● Given request:
Write out the entire listing below exactly as it appears, minus any pictures.
•••••
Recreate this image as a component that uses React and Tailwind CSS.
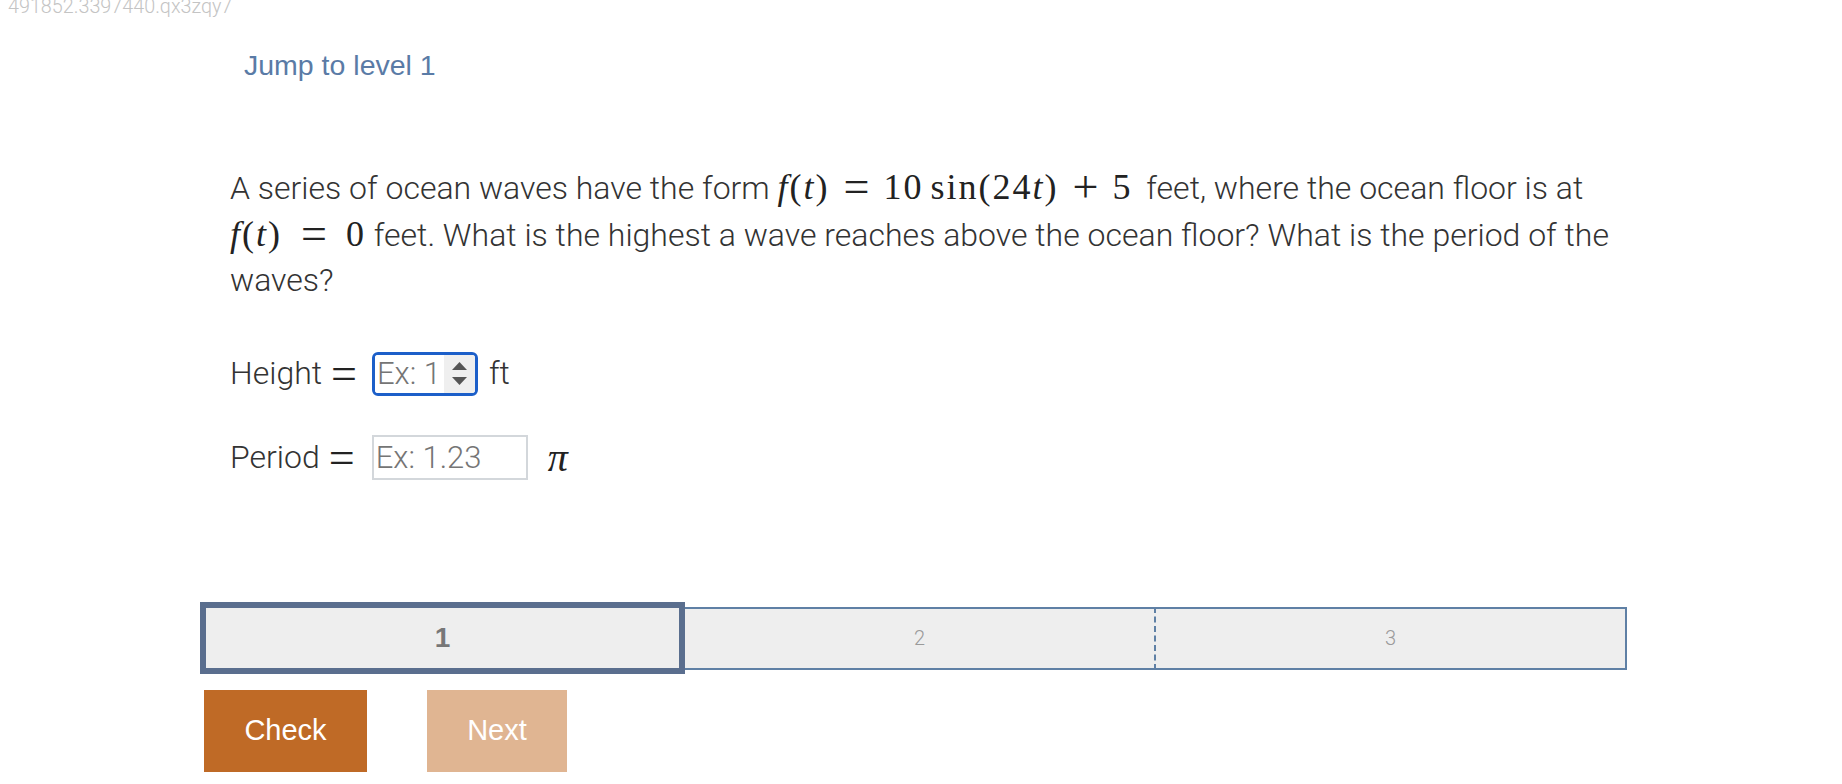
import React from 'react';

const Op = ({ children, gap = 'mx-[14px]' }) => (
  <span className={`inline-block text-[46px] leading-none align-[-3px] not-italic tracking-normal ${gap}`}>{children}</span>
);

const Math = ({ children, className = '' }) => (
  <span className={`font-['Liberation_Serif',serif] text-[36px] leading-none tracking-[2px] text-[#222] ${className}`}>{children}</span>
);

const Spinner = () => (
  <div className="flex h-full w-[31px] flex-col items-center justify-center gap-[7px] bg-[#efefef]">
    <svg width="15" height="8" viewBox="0 0 15 8">
      <path d="M7.5 0 L15 8 L0 8 Z" fill="#555" />
    </svg>
    <svg width="15" height="8" viewBox="0 0 15 8">
      <path d="M0 0 L15 0 L7.5 8 Z" fill="#555" />
    </svg>
  </div>
);

const App = () => {
  return (
    <div className="min-h-[784px] w-full bg-white font-['Roboto',sans-serif] font-light text-[#333]">
      <div className="h-[12px] pl-[8px] text-[19.75px] leading-[14.5px] text-[#c4c4c4]">491852.3397440.qx3zqy7</div>

      <div className="ml-[200px] w-[1427px]">
        <div className="ml-[44px] mt-[38px] h-[30px] font-['Liberation_Sans',Arial,sans-serif] text-[28.5px] font-normal leading-[30px] text-[#5a7ba6]">
          Jump to level 1
        </div>

        <p className="ml-[30px] mt-[84px] whitespace-nowrap text-[32px] leading-[45px]">
          A series of ocean waves have the form{' '}
          <Math className="mr-[6px]">
            <i>f</i>(<i>t</i>)<Op>=</Op>10<span className="ml-[7px]">sin</span>(24<i>t</i>)<Op gap="mx-[14px]">+</Op>5
          </Math>{' '}
          feet, where the ocean floor is at
          <br />
          <Math>
            <i>f</i>(<i>t</i>)<Op gap="mx-[19px]">=</Op>0
          </Math>{' '}
          feet. What is the highest a wave reaches above the ocean floor? What is the period of the
          <br />
          waves?
        </p>

        <div className="ml-[30px] mt-[48px] flex h-[45px] items-center text-[32px] leading-[45px]">
          <span>Height</span>
          <Math className="ml-[9px]">
            <Op gap="mx-0">=</Op>
          </Math>
          <div className="ml-[15px] flex h-[44px] w-[106px] overflow-hidden rounded-[6px] border-[3px] border-[#1c5fc9]">
            <input
              type="text"
              placeholder="Ex: 1"
              className="h-full w-0 flex-1 bg-white pl-[2px] font-['Roboto',sans-serif] text-[31px] font-light text-[#333] outline-none placeholder:text-[#757575]"
            />
            <Spinner />
          </div>
          <span className="ml-[11px]">ft</span>
        </div>

        <div className="ml-[30px] mt-[39px] flex h-[45px] items-center text-[32px] leading-[45px]">
          <span>Period</span>
          <Math className="ml-[9px]">
            <Op gap="mx-0">=</Op>
          </Math>
          <input
            type="text"
            placeholder="Ex: 1.23"
            className="ml-[17px] h-[45px] w-[156px] border-2 border-[#d3d7db] bg-white pl-[2px] font-['Roboto',sans-serif] text-[31px] font-light text-[#333] outline-none placeholder:text-[#757575]"
          />
          <Math className="ml-[20px] text-[40px]">
            <i>π</i>
          </Math>
        </div>

        <div className="mt-[122px] flex h-[72px] items-center">
          <div className="flex h-[72px] w-[485px] items-center justify-center border-[6px] border-[#5a6e8e] bg-[#eeeeee] font-['Liberation_Sans',Arial,sans-serif] text-[28px] font-bold text-[#777]">
            1
          </div>
          <div className="flex h-[63px] flex-1 items-center justify-center border-y-2 border-r-2 border-dashed border-y-[#5f80a5] border-r-[#5f80a5] bg-[#eeeeee] text-[20px] font-light text-[#9a9a9a] [border-top-style:solid] [border-bottom-style:solid]">
            2
          </div>
          <div className="flex h-[63px] flex-1 items-center justify-center border-y-2 border-r-2 border-solid border-[#5f80a5] bg-[#eeeeee] text-[20px] font-light text-[#9a9a9a]">
            3
          </div>
        </div>

        <div className="ml-[4px] mt-[16px] flex gap-[60px] font-['Liberation_Sans',Arial,sans-serif] text-[29px] font-normal text-white">
          <button className="h-[82px] w-[163px] bg-[#bf6a26]">Check</button>
          <button className="h-[82px] w-[140px] bg-[#e0b592]">Next</button>
        </div>
      </div>
    </div>
  );
};

export default App;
•••••
● Correct response:
Recreate this image as a component that uses React and Tailwind CSS.
import React from 'react';

const Op = ({ children, gap = 'mx-[14px]' }) => (
  <span className={`inline-block text-[46px] leading-none align-[-3px] not-italic tracking-normal ${gap}`}>{children}</span>
);

const Math = ({ children, className = '' }) => (
  <span className={`font-['Liberation_Serif',serif] text-[36px] leading-none tracking-[2px] text-[#222] ${className}`}>{children}</span>
);

const Spinner = () => (
  <div className="flex h-full w-[31px] flex-col items-center justify-center gap-[7px] bg-[#efefef]">
    <svg width="15" height="8" viewBox="0 0 15 8">
      <path d="M7.5 0 L15 8 L0 8 Z" fill="#555" />
    </svg>
    <svg width="15" height="8" viewBox="0 0 15 8">
      <path d="M0 0 L15 0 L7.5 8 Z" fill="#555" />
    </svg>
  </div>
);

const App = () => {
  return (
    <div className="min-h-[784px] w-full bg-white font-['Roboto',sans-serif] font-light text-[#333]">
      <div className="h-[12px] pl-[8px] text-[19.75px] leading-[14.5px] text-[#c4c4c4]">491852.3397440.qx3zqy7</div>

      <div className="ml-[200px] w-[1427px]">
        <div className="ml-[44px] mt-[38px] h-[30px] font-['Liberation_Sans',Arial,sans-serif] text-[28.5px] font-normal leading-[30px] text-[#5a7ba6]">
          Jump to level 1
        </div>

        <p className="ml-[30px] mt-[84px] whitespace-nowrap text-[32px] leading-[45px]">
          A series of ocean waves have the form{' '}
          <Math className="mr-[6px]">
            <i>f</i>(<i>t</i>)<Op>=</Op>10<span className="ml-[7px]">sin</span>(24<i>t</i>)<Op gap="mx-[14px]">+</Op>5
          </Math>{' '}
          feet, where the ocean floor is at
          <br />
          <Math>
            <i>f</i>(<i>t</i>)<Op gap="mx-[19px]">=</Op>0
          </Math>{' '}
          feet. What is the highest a wave reaches above the ocean floor? What is the period of the
          <br />
          waves?
        </p>

        <div className="ml-[30px] mt-[48px] flex h-[45px] items-center text-[32px] leading-[45px]">
          <span>Height</span>
          <Math className="ml-[9px]">
            <Op gap="mx-0">=</Op>
          </Math>
          <div className="ml-[15px] flex h-[44px] w-[106px] overflow-hidden rounded-[6px] border-[3px] border-[#1c5fc9]">
            <input
              type="text"
              placeholder="Ex: 1"
              className="h-full w-0 flex-1 bg-white pl-[2px] font-['Roboto',sans-serif] text-[31px] font-light text-[#333] outline-none placeholder:text-[#757575]"
            />
            <Spinner />
          </div>
          <span className="ml-[11px]">ft</span>
        </div>

        <div className="ml-[30px] mt-[39px] flex h-[45px] items-center text-[32px] leading-[45px]">
          <span>Period</span>
          <Math className="ml-[9px]">
            <Op gap="mx-0">=</Op>
          </Math>
          <input
            type="text"
            placeholder="Ex: 1.23"
            className="ml-[17px] h-[45px] w-[156px] border-2 border-[#d3d7db] bg-white pl-[2px] font-['Roboto',sans-serif] text-[31px] font-light text-[#333] outline-none placeholder:text-[#757575]"
          />
          <Math className="ml-[20px] text-[40px]">
            <i>π</i>
          </Math>
        </div>

        <div className="mt-[122px] flex h-[72px] items-center">
          <div className="flex h-[72px] w-[485px] items-center justify-center border-[6px] border-[#5a6e8e] bg-[#eeeeee] font-['Liberation_Sans',Arial,sans-serif] text-[28px] font-bold text-[#777]">
            1
          </div>
          <div className="flex h-[63px] flex-1 items-center justify-center border-y-2 border-r-2 border-dashed border-y-[#5f80a5] border-r-[#5f80a5] bg-[#eeeeee] text-[20px] font-light text-[#9a9a9a] [border-top-style:solid] [border-bottom-style:solid]">
            2
          </div>
          <div className="flex h-[63px] flex-1 items-center justify-center border-y-2 border-r-2 border-solid border-[#5f80a5] bg-[#eeeeee] text-[20px] font-light text-[#9a9a9a]">
            3
          </div>
        </div>

        <div className="ml-[4px] mt-[16px] flex gap-[60px] font-['Liberation_Sans',Arial,sans-serif] text-[29px] font-normal text-white">
          <button className="h-[82px] w-[163px] bg-[#bf6a26]">Check</button>
          <button className="h-[82px] w-[140px] bg-[#e0b592]">Next</button>
        </div>
      </div>
    </div>
  );
};

export default App;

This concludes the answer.